Given all of the above, the unarguable assessment must be that Kalam was a productive Indian, had risen to positions of leadership on the dint of his own efforts, and gained the affection and respect of his fellow citizens that is, if not unmatched, something worthy of emulation.
But, would that qualify him to be legended? I suspect not. Britons, upon the death of Lady Di legended her. Something similar appears to be happening with Kalam. In this perspective, the implied comparison is valid.
Just think. If Kalam is allowed to remain a legend, he would be correctly recognized as a later day Princess Diana. Is that what we want for A P J Abdul Kalam?
Stop making Kalam a legend, thereby making us remembering him more truly as an extraordinary human being, with foibles and all. Remember him as someone more than his set of mission statements.
Stop legending.
Raghuram Ekambaram




2 comments:

Aditi said...

This was very refreshing, Raghu.

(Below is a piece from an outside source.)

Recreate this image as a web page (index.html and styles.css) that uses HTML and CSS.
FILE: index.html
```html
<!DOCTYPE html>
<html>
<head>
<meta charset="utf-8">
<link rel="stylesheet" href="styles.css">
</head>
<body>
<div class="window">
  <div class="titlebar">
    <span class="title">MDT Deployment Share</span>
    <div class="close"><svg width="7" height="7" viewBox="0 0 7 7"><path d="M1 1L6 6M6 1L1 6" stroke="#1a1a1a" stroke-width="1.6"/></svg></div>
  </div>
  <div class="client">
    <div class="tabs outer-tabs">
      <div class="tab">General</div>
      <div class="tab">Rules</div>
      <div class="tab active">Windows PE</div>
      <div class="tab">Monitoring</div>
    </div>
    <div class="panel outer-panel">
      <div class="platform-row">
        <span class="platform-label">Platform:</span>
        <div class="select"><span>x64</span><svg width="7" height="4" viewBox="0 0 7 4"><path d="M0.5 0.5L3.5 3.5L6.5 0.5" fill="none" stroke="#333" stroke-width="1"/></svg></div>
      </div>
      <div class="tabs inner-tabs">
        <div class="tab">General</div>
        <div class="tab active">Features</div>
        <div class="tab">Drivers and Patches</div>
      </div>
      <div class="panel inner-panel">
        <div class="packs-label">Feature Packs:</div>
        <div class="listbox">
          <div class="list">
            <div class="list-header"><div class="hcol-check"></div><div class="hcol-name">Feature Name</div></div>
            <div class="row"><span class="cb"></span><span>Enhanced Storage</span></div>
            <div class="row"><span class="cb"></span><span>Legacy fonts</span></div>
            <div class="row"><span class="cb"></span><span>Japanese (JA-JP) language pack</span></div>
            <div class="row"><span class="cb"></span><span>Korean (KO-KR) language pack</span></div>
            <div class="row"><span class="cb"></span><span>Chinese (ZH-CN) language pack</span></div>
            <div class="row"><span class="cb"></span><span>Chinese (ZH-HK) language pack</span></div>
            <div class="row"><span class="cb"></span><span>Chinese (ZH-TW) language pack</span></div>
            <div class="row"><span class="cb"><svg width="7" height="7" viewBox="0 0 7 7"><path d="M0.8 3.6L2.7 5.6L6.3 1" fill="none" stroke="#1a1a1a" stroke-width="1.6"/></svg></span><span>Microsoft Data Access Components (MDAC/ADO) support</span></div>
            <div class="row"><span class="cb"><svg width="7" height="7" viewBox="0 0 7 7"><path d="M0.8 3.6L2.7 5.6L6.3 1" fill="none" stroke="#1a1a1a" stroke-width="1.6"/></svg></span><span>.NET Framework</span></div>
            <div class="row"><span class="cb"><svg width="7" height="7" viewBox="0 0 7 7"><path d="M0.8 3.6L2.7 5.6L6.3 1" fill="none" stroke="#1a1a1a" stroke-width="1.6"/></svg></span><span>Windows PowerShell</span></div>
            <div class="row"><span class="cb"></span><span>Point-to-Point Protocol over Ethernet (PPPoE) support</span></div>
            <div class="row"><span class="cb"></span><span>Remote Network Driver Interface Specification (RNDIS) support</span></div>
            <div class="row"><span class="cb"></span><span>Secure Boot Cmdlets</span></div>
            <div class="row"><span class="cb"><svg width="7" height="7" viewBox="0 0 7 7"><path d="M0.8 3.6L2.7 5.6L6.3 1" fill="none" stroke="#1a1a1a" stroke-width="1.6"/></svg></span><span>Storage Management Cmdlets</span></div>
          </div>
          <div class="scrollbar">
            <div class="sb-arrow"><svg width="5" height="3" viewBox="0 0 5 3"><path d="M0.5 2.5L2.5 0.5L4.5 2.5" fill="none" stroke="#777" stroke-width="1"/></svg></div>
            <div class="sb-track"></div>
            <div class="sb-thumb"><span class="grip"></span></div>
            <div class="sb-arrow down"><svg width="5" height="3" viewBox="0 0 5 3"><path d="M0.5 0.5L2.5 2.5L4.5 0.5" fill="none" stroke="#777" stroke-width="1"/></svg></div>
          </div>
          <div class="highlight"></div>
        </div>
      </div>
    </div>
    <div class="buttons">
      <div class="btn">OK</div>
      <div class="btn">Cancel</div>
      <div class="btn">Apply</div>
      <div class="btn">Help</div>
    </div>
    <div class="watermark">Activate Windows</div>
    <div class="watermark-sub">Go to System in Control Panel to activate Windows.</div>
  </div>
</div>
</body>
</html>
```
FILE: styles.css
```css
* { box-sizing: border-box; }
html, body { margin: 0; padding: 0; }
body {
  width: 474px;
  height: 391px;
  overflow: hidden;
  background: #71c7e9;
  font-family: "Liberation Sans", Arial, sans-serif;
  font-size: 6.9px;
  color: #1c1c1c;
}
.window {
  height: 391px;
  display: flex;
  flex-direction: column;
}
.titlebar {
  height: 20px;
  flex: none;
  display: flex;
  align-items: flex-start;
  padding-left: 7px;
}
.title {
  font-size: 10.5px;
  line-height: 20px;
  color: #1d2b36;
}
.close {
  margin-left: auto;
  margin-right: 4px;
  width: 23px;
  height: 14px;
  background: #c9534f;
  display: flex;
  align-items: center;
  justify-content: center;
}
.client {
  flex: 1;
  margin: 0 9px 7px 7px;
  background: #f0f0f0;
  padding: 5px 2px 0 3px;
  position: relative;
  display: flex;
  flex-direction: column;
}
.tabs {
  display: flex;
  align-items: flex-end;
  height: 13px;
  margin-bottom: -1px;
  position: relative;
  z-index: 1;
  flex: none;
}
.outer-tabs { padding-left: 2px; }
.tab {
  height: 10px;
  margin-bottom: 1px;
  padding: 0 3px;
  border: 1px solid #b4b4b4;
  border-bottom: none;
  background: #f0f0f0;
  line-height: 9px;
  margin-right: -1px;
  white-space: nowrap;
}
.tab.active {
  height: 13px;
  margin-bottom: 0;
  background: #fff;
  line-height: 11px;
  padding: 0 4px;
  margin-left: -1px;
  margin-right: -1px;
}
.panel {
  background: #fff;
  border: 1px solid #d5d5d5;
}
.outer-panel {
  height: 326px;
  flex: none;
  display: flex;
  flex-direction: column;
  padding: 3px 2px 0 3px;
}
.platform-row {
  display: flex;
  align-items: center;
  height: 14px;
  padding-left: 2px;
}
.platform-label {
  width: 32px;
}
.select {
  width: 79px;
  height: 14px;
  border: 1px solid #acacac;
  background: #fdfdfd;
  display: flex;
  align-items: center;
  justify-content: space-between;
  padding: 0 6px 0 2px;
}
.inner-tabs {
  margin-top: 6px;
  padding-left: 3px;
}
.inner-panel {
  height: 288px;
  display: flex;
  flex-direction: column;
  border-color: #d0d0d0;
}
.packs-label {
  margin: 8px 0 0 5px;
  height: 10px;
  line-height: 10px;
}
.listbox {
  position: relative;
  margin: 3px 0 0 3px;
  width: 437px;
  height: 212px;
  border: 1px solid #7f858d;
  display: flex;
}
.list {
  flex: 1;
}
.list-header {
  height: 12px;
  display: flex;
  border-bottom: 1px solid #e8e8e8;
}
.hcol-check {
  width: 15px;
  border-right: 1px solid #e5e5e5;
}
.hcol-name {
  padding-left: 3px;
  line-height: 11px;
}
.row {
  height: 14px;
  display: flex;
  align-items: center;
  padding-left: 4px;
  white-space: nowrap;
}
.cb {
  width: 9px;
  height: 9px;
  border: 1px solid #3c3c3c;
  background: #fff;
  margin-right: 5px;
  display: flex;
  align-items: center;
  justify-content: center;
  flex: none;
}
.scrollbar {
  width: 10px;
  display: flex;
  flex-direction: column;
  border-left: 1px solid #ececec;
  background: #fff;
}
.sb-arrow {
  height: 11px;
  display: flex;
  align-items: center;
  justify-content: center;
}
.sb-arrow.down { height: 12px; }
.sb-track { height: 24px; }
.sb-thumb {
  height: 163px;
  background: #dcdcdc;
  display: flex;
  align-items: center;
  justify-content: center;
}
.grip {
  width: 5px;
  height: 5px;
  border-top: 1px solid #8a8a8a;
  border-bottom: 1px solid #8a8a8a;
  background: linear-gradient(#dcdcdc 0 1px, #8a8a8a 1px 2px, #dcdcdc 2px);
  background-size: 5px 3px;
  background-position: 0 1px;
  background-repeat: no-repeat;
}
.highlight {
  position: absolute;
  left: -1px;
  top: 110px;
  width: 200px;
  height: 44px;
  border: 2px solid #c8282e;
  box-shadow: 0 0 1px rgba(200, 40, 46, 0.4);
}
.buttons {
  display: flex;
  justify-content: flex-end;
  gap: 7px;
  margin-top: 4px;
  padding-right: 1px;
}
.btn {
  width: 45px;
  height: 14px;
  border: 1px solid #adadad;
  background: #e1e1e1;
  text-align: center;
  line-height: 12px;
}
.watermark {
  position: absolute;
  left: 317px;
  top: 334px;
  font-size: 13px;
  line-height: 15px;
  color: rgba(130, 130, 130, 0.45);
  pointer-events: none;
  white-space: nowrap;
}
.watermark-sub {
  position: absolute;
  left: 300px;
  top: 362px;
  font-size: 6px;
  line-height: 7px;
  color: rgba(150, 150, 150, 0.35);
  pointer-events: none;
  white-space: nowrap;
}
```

We indeed have this compulsive need of making a legend of human beings we generally like and admire for certain qualities. I feel in this case, the way he died had made him a legend material as well ... in an academic institution in the North-East, while delivering a lecture...

mandakolathur said...

Yes, Aditi, that is a very valid point - the circumstances of his death offered a ready anchor for his legending. But, it also means that his other achievements, real or imagined, are merely additional ballast to the anchor, inspiring the young. So, he got lucky and so also we, to have such an easy legend dropped in our lap.